When we speak of Freedom, we don’t intend what Thomas Hobbes called the “perpetual and restless desire of power after power, that ceaseth only in death.” The liberty we seek is the kind of social order described by John Locke, who understood that “where there is no Law, there is no Freedom.” Locke described a Liberty to dispose, and order as one wishes, one’s Person, Actions, Possessions, and one’s whole Property, within the Allowance of those Laws, under which one is, and therein not to be subject to the arbitrary Will of another, but freely follow one’s own. It’s the liberty of people living together and cooperating voluntarily, each enjoying equally the rule of law and the rights of property, speech, exchange, contract, conscience, worship, expression, and locomotion. Freedom.

Now fun. That’s the joy we experience in cooperating and working together for our common goal of liberty for all. I know it and I am sure you do, too. It’s the joy of doing what is right, not as a burden, but as its own reward. If the activity isn’t rewarding – that is, if it’s not fun, it’s not sustainable. I have worked for the cause of liberty for more than fifty years and I can tell you, it’s been fun and it’s made me very rich … in experiences and in friendships, to which I now turn.

Friendship, which we could also call Fellowship, is central to our liberal movement. Illiberal movements, whether of the right or the left, ground friendship on the basis of common enemies. The National Socialist theorist Carl Schmitt put it clearly: “the specific political distinction, to which political actions and motives can be reduced, is that between friend and enemy.” Schmitt’s book, The Concept of the Political, is a core text of both far left and far right. Resentment, anger, rage, and hatred of their enemies form the foundation of illiberal friendship. Liberals, in contrast, can have friends without having enemies.
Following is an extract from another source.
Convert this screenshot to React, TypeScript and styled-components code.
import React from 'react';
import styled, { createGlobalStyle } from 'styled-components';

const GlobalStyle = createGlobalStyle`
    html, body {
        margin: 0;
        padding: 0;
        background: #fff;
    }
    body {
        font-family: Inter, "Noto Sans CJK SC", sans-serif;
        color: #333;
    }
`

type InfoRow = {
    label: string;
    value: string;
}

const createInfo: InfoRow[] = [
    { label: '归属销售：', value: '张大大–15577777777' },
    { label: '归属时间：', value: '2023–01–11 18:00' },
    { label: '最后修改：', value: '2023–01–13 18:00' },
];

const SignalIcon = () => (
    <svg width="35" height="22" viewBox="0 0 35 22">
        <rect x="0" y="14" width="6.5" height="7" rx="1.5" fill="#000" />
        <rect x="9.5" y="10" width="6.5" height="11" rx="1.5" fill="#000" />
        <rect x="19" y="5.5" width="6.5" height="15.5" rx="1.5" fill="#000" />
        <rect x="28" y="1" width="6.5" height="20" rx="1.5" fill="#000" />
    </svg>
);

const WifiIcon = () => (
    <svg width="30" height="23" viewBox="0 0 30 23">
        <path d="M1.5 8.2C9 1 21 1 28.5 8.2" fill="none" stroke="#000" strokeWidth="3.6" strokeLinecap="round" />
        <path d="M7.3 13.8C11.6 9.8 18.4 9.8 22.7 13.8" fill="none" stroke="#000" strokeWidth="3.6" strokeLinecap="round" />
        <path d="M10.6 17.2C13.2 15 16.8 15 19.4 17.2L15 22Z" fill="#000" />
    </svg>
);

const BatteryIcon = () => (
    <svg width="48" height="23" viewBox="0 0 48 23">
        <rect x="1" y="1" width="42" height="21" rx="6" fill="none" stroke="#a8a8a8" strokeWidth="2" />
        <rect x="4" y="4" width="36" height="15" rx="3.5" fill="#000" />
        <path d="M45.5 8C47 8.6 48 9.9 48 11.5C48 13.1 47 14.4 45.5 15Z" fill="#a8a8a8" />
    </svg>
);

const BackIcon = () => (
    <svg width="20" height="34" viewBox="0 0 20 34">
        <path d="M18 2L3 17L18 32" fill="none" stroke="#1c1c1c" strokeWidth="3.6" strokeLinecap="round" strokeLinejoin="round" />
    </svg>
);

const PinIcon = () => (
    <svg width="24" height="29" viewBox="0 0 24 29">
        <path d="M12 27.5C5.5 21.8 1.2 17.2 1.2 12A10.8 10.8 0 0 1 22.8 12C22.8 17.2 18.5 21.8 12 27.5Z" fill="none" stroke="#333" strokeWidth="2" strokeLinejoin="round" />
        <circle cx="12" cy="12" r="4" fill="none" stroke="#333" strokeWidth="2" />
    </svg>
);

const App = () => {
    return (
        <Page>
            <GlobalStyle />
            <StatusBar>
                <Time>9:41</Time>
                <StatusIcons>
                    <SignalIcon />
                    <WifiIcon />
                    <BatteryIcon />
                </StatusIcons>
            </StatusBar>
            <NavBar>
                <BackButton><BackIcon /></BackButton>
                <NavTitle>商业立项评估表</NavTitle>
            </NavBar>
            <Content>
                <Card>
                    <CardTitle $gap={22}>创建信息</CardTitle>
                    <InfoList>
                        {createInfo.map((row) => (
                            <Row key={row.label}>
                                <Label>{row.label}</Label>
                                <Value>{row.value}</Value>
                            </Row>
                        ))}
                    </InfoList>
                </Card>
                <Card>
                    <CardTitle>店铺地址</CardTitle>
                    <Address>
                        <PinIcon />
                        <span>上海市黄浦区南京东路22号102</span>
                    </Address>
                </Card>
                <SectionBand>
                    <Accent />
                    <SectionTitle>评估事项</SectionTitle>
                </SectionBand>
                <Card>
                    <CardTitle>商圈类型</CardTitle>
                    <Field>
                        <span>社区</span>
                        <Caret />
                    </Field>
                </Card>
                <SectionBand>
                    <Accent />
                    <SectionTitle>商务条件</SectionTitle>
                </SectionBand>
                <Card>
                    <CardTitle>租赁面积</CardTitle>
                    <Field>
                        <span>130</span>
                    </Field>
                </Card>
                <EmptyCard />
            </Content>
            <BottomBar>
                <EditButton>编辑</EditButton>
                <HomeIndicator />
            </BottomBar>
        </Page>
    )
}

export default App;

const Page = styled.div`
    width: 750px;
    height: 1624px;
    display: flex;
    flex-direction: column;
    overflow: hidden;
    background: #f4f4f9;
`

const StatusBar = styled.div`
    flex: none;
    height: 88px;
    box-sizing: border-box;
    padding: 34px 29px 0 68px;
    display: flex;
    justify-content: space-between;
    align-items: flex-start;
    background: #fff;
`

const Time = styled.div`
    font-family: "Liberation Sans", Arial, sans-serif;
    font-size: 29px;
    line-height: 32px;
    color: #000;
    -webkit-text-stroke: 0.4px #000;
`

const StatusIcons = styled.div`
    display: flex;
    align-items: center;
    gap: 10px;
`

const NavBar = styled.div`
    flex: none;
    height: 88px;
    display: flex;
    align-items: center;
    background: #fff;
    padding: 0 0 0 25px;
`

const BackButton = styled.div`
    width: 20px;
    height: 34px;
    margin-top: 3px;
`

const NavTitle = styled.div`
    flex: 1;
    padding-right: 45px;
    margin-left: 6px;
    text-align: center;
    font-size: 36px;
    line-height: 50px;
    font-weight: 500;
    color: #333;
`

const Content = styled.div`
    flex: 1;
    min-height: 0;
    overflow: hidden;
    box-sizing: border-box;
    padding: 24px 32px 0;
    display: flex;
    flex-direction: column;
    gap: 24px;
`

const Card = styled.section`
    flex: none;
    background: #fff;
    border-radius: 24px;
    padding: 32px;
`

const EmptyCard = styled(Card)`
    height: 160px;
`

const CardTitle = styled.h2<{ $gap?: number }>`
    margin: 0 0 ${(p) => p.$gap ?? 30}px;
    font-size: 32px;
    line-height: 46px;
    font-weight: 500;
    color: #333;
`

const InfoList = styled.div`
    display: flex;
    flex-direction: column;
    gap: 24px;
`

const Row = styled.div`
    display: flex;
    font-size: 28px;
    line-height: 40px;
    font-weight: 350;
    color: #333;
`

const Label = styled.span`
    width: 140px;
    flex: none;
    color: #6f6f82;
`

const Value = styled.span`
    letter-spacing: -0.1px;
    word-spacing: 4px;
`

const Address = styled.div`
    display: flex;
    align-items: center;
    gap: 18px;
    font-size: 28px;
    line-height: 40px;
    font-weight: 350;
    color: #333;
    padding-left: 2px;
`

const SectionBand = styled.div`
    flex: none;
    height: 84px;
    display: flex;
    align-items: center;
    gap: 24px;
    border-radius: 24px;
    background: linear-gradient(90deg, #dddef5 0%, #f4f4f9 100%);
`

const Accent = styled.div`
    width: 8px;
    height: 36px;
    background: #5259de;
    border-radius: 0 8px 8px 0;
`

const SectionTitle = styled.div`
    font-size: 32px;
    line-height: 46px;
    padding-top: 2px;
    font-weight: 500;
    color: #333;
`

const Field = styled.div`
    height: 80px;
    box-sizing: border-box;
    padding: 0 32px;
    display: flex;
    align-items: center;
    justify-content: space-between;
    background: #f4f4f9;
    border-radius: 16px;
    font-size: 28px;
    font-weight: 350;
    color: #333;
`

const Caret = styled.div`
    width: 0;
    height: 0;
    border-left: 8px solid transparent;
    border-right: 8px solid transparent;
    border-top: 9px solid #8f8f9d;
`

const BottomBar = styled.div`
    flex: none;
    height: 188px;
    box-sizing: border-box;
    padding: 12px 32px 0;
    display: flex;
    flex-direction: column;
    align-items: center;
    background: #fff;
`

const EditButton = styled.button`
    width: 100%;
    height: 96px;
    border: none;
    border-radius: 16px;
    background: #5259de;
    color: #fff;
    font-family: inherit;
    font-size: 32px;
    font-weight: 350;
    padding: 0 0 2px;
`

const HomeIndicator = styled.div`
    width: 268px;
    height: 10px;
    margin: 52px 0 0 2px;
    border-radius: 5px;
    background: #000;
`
On my recent airplane trips to visit and assist and enjoy fellowship with liberals in ten Latin American and European countries, I re-read Aristotle’s Nicomachean Ethics, a mixture of great wisdom regarding happiness and great misunderstanding of social order and markets. Aristotle opens Book 8 by noting that friendship “is inherent … in those that are alike in kind to one another, and especially in human beings, which is why we praise people who are philanthropoi (that is, friends to human beings). One might see in one’s travel too that every human being is kindred to every other human being and a friend.”
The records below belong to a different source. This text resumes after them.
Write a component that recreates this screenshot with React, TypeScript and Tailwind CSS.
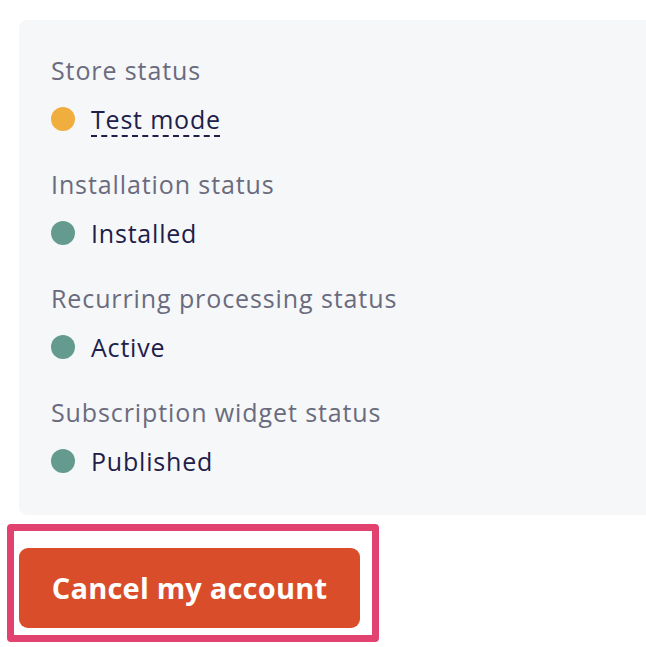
const statuses = [
  { label: "Store status", value: "Test mode", dot: "bg-[#f0ae3e]", dashed: true },
  { label: "Installation status", value: "Installed", dot: "bg-[#659b8f]" },
  { label: "Recurring processing status", value: "Active", dot: "bg-[#659b8f]" },
  { label: "Subscription widget status", value: "Published", dot: "bg-[#659b8f]" },
];

export default function App() {
  return (
    <div className="min-h-screen w-[646px] overflow-hidden bg-white pt-[20px] font-['Open_Sans',sans-serif]">
      {/* Status panel */}
      <div className="ml-[19px] w-[640px] rounded-[8px] bg-[#f6f7f9] pl-[32px] pt-[34px] pb-[38px]">
        <div className="flex flex-col gap-[33px]">
          {statuses.map((s) => (
            <div key={s.label}>
              <div className="h-[32px] text-[25px] leading-[32px] tracking-[0.9px] text-[#6a6b7d]">
                {s.label}
              </div>
              <div className="mt-[17px] flex h-[32px] items-center gap-[16px]">
                <span className={`h-[24px] w-[24px] rounded-full ${s.dot}`} />
                <span
                  className={`text-[25px] leading-[32px] tracking-[0.8px] text-[#1e2049] ${
                    s.dashed
                      ? "underline decoration-dashed decoration-[1.5px] underline-offset-[6px]"
                      : ""
                  }`}
                >
                  {s.value}
                </span>
              </div>
            </div>
          ))}
        </div>
      </div>

      {/* Highlighted action */}
      <div className="ml-[7px] mt-[9px] w-[372px] rounded-[4px] border-[7px] border-[#e2426f] pt-[17px] pb-[7px] pl-[5px] pr-[12px]">
        <button className="flex h-[80px] w-[341px] items-center justify-center rounded-[9px] bg-[#d94d2b] text-[29px] font-bold tracking-[0.2px] text-white">
          Cancel my account
        </button>
      </div>
    </div>
  );
}
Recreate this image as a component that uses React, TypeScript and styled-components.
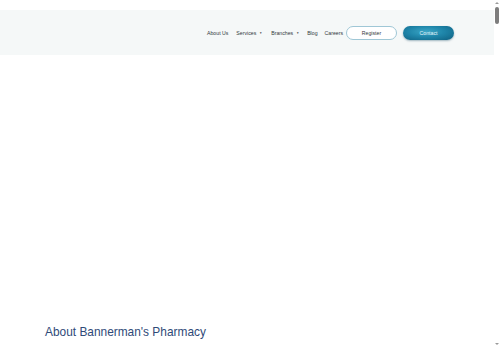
import React from "react";
import styled, { createGlobalStyle } from "styled-components";

const Global = createGlobalStyle`
  html, body { margin: 0; padding: 0; background: #ffffff; }
  body { font-family: "Liberation Sans", Arial, sans-serif; }
`;

const Page = styled.div`
  padding-top: 10px;
  margin-right: 6px;
  min-height: 6900px;
`;

const Header = styled.header`
  height: 45px;
  background: #f5f8f8;
  display: flex;
  align-items: center;
  justify-content: flex-end;
  padding-right: 40px;
`;

const Nav = styled.nav`
  display: flex;
  align-items: center;
  gap: 7px;
  margin-top: 1px;
`;

const NavItem = styled.span<{ $extra?: number }>`
  font-size: 5.2px;
  color: #333a40;
  display: inline-flex;
  align-items: center;
  gap: 3px;
  margin-right: ${(p) => p.$extra ?? 0}px;
`;

const Caret = styled.span`
  font-size: 3px;
  color: #444;
`;

const Pill = styled.button<{ $filled?: boolean }>`
  width: 51px;
  height: 14px;
  border-radius: 7px;
  font-family: "Liberation Sans", Arial, sans-serif;
  font-size: 5.2px;
  padding: 0;
  cursor: pointer;
  border: ${(p) => (p.$filled ? "none" : "1px solid #9fc7d6")};
  background: ${(p) =>
    p.$filled
      ? "radial-gradient(ellipse at 45% 40%, #3ba6c6 0%, #1f86aa 45%, #0e5f80 100%)"
      : "#ffffff"};
  color: ${(p) => (p.$filled ? "#e8f6fb" : "#333a40")};
  box-shadow: ${(p) => (p.$filled ? "0 1px 2px rgba(0,60,90,0.35)" : "none")};
`;

const Buttons = styled.div`
  display: flex;
  gap: 6px;
  margin-left: -4px;
`;

const Hero = styled.section`
  height: 258px;
`;

const About = styled.section`
  padding: 12px 0 0 45px;
`;

const Title = styled.h2`
  margin: 0;
  font-family: "Liberation Sans", Arial, sans-serif;
  font-weight: 400;
  font-size: 11.9px;
  color: #2f4a78;
`;

const ScrollBar = styled.div`
  position: fixed;
  top: 0;
  right: 0;
  width: 6px;
  height: 100vh;
  background: #ffffff;
  display: flex;
  flex-direction: column;
  align-items: center;
`;

const Arrow = styled.div<{ $down?: boolean }>`
  margin-top: ${(p) => (p.$down ? "auto" : "2px")};
  margin-bottom: ${(p) => (p.$down ? "3px" : "0")};
  width: 0;
  height: 0;
  border-left: 2px solid transparent;
  border-right: 2px solid transparent;
  ${(p) =>
    p.$down
      ? "border-top: 2px solid #9a9a9a;"
      : "border-bottom: 2px solid #9a9a9a;"}
`;

const Thumb = styled.div`
  margin-top: 3px;
  width: 4px;
  height: 17px;
  border-radius: 2px;
  background: #7d7d7d;
`;

export default function App() {
  return (
    <>
      <Global />
      <Page>
        <Header>
          <Nav>
            <NavItem $extra={1}>About Us</NavItem>
            <NavItem $extra={2}>
              Services <Caret>▼</Caret>
            </NavItem>
            <NavItem $extra={1}>
              Branches <Caret>▼</Caret>
            </NavItem>
            <NavItem>Blog</NavItem>
            <NavItem>Careers</NavItem>
            <Buttons>
              <Pill>Register</Pill>
              <Pill $filled>Contact</Pill>
            </Buttons>
          </Nav>
        </Header>
        <Hero />
        <About>
          <Title>About Bannerman's Pharmacy</Title>
        </About>
      </Page>
      <ScrollBar>
        <Arrow />
        <Thumb />
        <Arrow $down />
      </ScrollBar>
    </>
  );
}
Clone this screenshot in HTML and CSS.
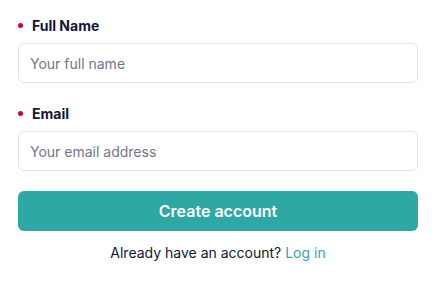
FILE: index.html
```html
<!DOCTYPE html>
<html lang="en">
<head>
    <meta charset="UTF-8">
    <meta name="viewport" content="width=device-width, initial-scale=1.0">
    <title>Create account</title>
    <link rel="stylesheet" href="styles.css">
</head>
<body>
    <form class="signup">
        <div class="form-group">
            <label for="fullName"><span class="required"></span>Full Name</label>
            <input type="text" id="fullName" placeholder="Your full name">
        </div>

        <div class="form-group">
            <label for="email"><span class="required"></span>Email</label>
            <input type="email" id="email" placeholder="Your email address">
        </div>

        <button type="submit" class="submit">Create account</button>

        <p class="login">Already have an account? <a href="#">Log in</a></p>
    </form>
</body>
</html>
```

FILE: styles.css
```css
body {
    margin: 0;
    padding: 15px 0 0 18px;
    font-family: Inter, "Noto Sans", sans-serif;
    background-color: #ffffff;
    color: #10163a;
}
.signup {
    width: 400px;
}
.form-group {
    margin-bottom: 20px;
}
label {
    display: flex;
    align-items: center;
    height: 20px;
    margin-bottom: 8px;
    font-size: 14px;
    font-weight: 700;
    color: #10163a;
}
.required {
    width: 5px;
    height: 5px;
    margin: 0 9px 0 0;
    border-radius: 50%;
    background-color: #d6002a;
}
input {
    display: block;
    width: 100%;
    height: 40px;
    padding: 0 11px;
    border: 1px solid #e1e3ea;
    border-radius: 6px;
    box-sizing: border-box;
    font-family: inherit;
    font-size: 14px;
    color: #10163a;
}
input::placeholder {
    color: #71768a;
}
.submit {
    display: block;
    width: 100%;
    height: 40px;
    border: none;
    border-radius: 6px;
    background-color: #2ea8a5;
    color: #ffffff;
    font-family: inherit;
    font-size: 16px;
    font-weight: 600;
    cursor: pointer;
}
.login {
    margin: 12px 0 0;
    line-height: 20px;
    text-align: center;
    font-size: 14px;
}
.login a {
    color: #36a5a5;
    text-decoration: none;
}
```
Friendship and rejection of enmity are central to liberalism. Hatred leads so easily to collectivism, to fostering collective fellowship as a means of countering collective enemies. It is the fellowship of hatred and it’s poisonous to free societies. I fear that such mutual hatred and loathing is rising in a number of countries, including the United States, as both sides of the political party divide demonize the other. In contrast, we are joined in liberal friendship because of our mutual love for liberty, not because of hatred for anyone else. A great martyr of liberty perished miserably in 2017 in a prison administered by the Communist Party in China. His name was Liu Xiaobo and he was the second Nobel Laureate to die in prison; the other was Carl von Ossietzky, who died in 1938 in a National Socialist Concentration Camp. In Liu’s final statement, titled “I have no enemies” and delivered to the court that sentenced him to imprisonment, he said, “Hatred can rot away at a person’s intelligence and conscience. Enemy mentality will poison the spirit of a nation, incite cruel mortal struggles, destroy a society’s tolerance and humanity, and hinder a nation’s progress toward freedom and democracy.” When we argue for liberty, we should seek, not to crush, defeat, humiliate, or destroy enemies, but to win friends for liberty. The best victory in an argument is not when you hurt the other, but when you hear the other person repeat your arguments six months – or six years – later.

It is not hatred of others that moves us, but positive love for the liberty of all. Joaquim Nabuco, the great Brazilian liberal abolitionist, exhorted us to “Educate your children, educate yourselves, in the love for the liberty of others, for only in this way will your own liberty not be a gratuitous gift from fate. You will be aware of its worth and will have the courage to defend it.”

My Polish friends know how fond I am of the Polish heritage of loving the freedom of others, as expressed in their slogan “For our liberty, and yours,” which has characterized the Polish fight for liberty from 1831 to the present. To love your own liberty seriously, you must also love the liberty of others. Moreover, friends, as Aristotle noted, want what is good for their friends, and so it is natural that liberals of all countries are especially dear friends to all other liberals. We love the liberty of all, but that is most especially true for those who love our liberty in return. Such liberal friendship is deep and it gives us strength and courage and fortitude. I have visited our friends in Afghanistan over the years and I have always stressed that they are not alone. When the brittle republic of Afghanistan was overrun so quickly, the global network of liberals was with the liberals of Afghanistan. They are alive – and still working for liberty – as a result. Our liberal friends – from New Zealand, Greece, Brazil, India, Pakistan, Indonesia, Canada, the US, Germany, the UK, and Turkey – stepped up to help them. The same has been true for liberals I’ve worked with in other countries, including China and Egypt and Russia and Iraq and Iran. They know that they are not alone.

Our movement for liberty runs on friendship. Being with friends is joyous. We enjoy sharing stories and learning from each other, joking and catching up. But we remain friends, as well, with those who have been friends to us but who can no longer reciprocate our friendship. Those who have died can no longer actively express their friendship for us, but we can and do and must for them. I think often of the many who have preceded us and whose spirits remain active, even in this room. Priscilla Slocum and John Blundell and Manuel Ayau and Donald Smith and George Yeager and Andrea Rich and Jon Utley and Stephen Williams and Phil Harvey and so many other old liberal friends who have passed continue to inspire me with their generosity, their humility, their intellect, their wit, and their passion for liberty. When I do what I can for liberty, I know that they are with me. I hope that they would be pleased.

I also hope that, over the coming decades, I will prove myself worthy of this honor.

Please join me in raising a glass to Fun, Friendship, and Freedom.